* begin Supplied entries *

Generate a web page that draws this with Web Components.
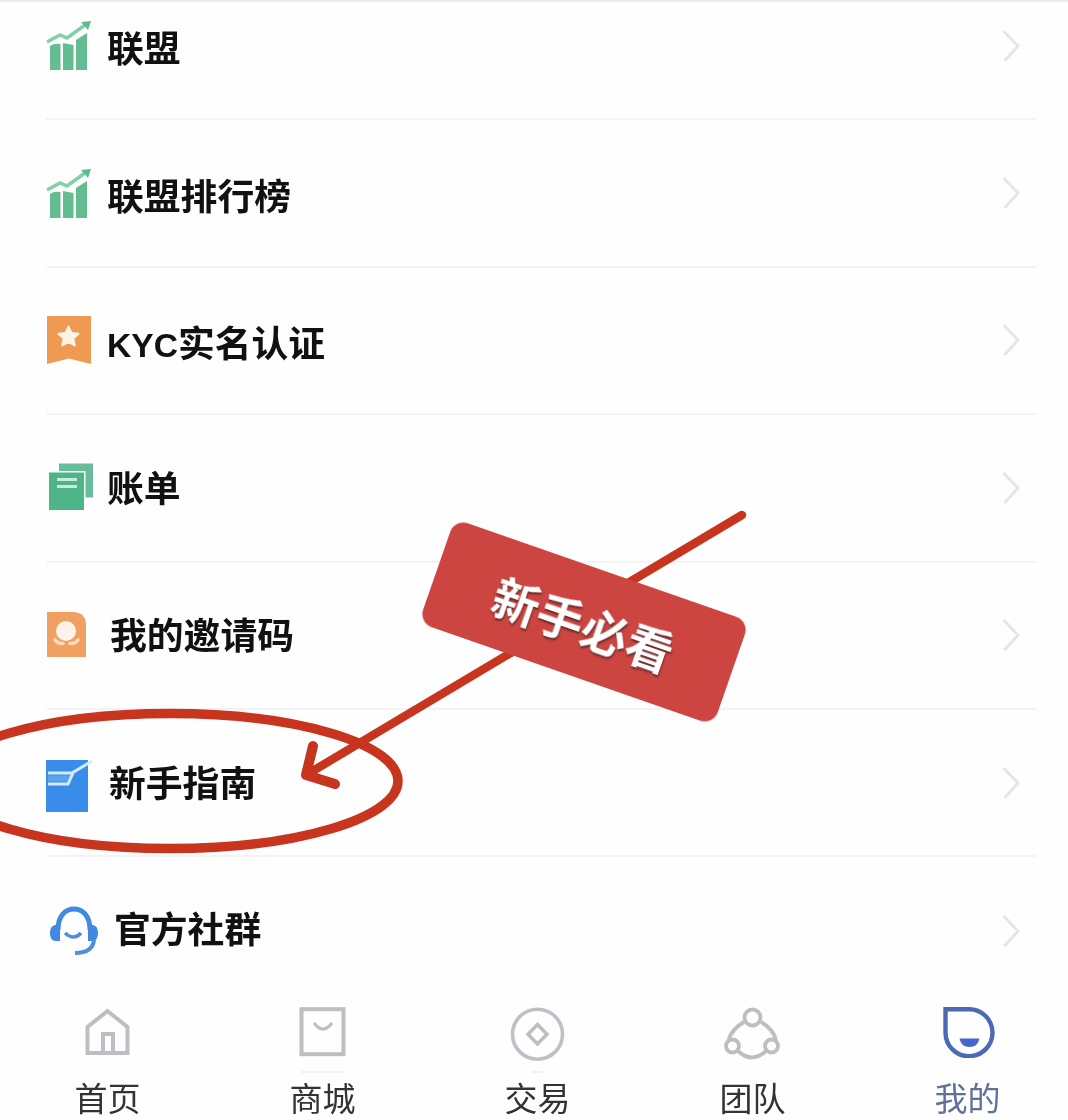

* end Supplied entries *
* begin Supplied entries *

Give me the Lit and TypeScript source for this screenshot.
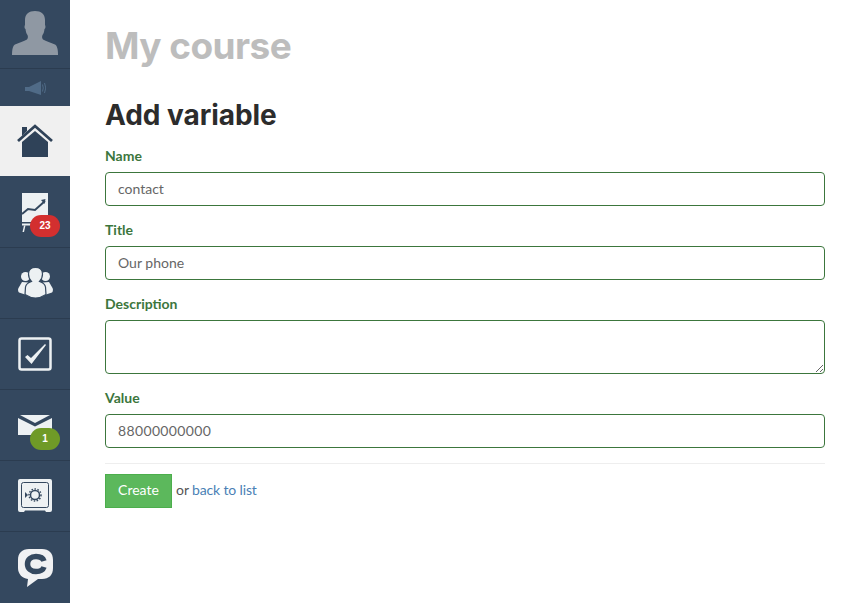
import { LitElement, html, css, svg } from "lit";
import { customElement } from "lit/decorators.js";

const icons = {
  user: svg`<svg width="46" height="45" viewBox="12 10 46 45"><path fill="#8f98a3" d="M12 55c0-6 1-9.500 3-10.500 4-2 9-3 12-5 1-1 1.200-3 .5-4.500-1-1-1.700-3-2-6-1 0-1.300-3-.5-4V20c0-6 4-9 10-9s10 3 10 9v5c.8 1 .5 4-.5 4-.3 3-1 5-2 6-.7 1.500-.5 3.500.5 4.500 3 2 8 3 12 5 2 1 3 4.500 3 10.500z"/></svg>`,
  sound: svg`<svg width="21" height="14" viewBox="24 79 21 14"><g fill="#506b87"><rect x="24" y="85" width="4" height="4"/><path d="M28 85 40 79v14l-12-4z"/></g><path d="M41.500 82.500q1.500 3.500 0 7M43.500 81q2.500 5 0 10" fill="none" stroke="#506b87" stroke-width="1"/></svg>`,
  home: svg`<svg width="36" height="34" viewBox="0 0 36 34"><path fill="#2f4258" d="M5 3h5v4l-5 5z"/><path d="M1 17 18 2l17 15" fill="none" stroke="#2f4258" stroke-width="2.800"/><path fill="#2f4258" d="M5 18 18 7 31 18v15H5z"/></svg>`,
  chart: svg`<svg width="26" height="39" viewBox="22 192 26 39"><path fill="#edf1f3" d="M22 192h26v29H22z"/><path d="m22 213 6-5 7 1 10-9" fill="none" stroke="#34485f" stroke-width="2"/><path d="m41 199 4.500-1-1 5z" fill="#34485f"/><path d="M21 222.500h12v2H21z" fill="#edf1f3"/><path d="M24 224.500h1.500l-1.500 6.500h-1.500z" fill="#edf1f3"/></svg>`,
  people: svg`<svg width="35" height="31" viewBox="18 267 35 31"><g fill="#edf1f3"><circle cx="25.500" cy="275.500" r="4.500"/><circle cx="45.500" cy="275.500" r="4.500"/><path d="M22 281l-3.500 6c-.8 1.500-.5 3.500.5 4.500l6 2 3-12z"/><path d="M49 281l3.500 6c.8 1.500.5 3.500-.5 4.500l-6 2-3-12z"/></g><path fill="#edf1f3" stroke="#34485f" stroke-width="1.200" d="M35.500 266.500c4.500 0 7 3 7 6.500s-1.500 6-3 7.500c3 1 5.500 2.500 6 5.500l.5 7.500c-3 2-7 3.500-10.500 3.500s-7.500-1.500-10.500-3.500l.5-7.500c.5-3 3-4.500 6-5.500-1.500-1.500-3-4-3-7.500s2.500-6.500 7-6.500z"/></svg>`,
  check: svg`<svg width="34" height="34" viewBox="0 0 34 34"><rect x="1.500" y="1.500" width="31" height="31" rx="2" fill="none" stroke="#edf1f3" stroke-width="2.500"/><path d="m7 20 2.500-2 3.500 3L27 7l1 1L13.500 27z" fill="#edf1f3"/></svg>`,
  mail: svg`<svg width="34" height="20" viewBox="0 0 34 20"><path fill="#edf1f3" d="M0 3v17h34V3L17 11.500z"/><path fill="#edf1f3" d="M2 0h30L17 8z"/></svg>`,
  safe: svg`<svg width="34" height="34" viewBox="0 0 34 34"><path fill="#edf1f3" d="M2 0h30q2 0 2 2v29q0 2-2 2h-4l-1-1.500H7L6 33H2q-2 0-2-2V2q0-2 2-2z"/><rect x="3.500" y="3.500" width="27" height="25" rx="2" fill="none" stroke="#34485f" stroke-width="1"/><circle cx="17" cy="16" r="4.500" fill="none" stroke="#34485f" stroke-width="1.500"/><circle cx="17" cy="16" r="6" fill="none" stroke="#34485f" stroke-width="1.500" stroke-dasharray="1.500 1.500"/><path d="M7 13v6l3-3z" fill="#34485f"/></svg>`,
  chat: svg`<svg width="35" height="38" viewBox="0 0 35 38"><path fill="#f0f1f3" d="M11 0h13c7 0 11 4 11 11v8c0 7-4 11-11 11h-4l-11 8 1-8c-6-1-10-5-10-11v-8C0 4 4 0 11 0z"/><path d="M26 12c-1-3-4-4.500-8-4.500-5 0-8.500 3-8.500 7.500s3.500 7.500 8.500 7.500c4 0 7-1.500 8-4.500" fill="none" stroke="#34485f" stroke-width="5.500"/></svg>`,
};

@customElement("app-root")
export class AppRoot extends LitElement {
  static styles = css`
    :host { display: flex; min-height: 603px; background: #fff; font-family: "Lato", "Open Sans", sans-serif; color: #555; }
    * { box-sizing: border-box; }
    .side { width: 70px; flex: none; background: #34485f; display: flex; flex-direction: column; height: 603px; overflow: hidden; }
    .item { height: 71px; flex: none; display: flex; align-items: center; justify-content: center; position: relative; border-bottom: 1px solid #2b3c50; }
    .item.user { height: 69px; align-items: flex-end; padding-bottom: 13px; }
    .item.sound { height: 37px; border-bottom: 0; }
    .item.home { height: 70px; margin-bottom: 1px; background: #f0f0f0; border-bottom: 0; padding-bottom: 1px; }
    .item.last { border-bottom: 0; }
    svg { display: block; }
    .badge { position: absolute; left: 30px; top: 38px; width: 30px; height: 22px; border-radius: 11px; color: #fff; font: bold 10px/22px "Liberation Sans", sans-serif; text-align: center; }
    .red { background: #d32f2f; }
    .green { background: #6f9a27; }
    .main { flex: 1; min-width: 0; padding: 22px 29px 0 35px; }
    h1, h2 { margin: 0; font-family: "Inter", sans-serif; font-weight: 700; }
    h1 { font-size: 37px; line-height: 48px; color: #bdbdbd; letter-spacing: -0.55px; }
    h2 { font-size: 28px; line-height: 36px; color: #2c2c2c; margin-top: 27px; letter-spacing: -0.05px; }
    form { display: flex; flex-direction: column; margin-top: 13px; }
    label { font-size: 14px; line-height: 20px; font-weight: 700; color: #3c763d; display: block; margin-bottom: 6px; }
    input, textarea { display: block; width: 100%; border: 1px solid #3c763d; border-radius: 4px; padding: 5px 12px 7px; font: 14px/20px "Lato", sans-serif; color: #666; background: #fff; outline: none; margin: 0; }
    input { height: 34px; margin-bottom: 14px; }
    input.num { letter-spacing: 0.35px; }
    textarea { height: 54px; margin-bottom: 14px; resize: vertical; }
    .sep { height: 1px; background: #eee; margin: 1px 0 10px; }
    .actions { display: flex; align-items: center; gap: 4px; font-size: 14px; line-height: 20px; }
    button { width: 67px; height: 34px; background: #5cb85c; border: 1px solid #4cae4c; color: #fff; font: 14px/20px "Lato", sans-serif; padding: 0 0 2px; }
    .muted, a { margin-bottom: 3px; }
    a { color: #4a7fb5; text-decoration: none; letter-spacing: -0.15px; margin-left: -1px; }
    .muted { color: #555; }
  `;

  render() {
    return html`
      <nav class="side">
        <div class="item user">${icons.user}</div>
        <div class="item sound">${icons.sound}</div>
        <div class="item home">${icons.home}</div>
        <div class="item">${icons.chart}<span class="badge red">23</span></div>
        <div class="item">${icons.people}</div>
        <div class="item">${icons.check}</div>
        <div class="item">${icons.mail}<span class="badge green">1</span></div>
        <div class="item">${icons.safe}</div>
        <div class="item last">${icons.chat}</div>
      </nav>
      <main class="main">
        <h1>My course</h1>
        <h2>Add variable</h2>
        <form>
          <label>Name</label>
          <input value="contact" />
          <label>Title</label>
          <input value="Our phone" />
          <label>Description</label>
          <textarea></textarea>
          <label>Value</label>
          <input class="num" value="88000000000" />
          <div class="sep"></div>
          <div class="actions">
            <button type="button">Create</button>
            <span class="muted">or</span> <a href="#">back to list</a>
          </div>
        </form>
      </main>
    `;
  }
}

* end Supplied entries *
* begin Supplied entries *

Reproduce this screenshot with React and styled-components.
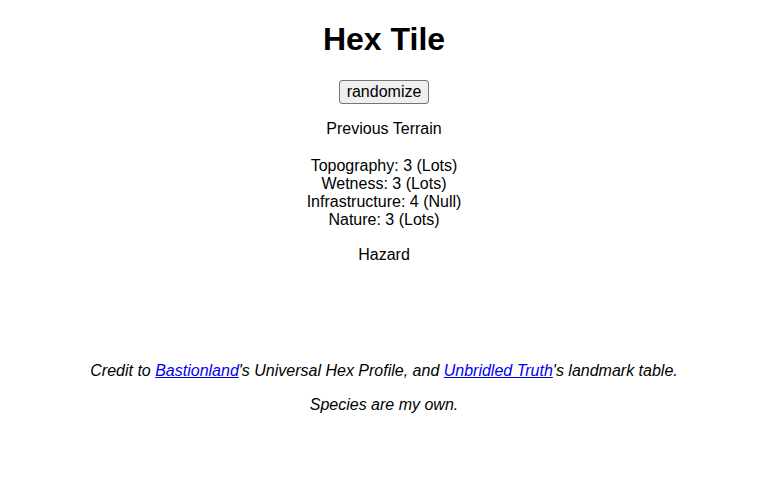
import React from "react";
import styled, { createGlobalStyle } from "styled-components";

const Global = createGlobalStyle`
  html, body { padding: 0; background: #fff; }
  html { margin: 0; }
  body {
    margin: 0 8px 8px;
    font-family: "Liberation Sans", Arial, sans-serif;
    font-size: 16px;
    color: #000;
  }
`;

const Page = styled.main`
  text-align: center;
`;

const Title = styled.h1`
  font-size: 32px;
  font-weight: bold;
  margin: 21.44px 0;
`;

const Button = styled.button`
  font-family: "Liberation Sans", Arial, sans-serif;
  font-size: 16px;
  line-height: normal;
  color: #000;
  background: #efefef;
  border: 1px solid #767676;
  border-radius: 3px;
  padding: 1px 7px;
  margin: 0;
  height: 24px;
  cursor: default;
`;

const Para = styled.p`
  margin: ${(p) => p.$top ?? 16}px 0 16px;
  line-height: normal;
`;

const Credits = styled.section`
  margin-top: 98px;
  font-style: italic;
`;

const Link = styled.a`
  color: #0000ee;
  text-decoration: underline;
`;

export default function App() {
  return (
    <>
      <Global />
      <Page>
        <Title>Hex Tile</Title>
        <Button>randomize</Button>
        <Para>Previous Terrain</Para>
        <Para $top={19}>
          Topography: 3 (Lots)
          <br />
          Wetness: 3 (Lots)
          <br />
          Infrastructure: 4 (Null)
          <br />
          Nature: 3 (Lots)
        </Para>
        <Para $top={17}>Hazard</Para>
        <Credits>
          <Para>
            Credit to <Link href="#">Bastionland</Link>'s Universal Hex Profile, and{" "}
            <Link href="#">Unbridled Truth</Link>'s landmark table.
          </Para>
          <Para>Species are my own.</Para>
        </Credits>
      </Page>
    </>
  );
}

* end Supplied entries *

Filter the data, keeping only the lines that contain "this".

▸ Output
Generate a web page that draws this with Web Components.
Give me the Lit and TypeScript source for this screenshot.
Reproduce this screenshot with React and styled-components.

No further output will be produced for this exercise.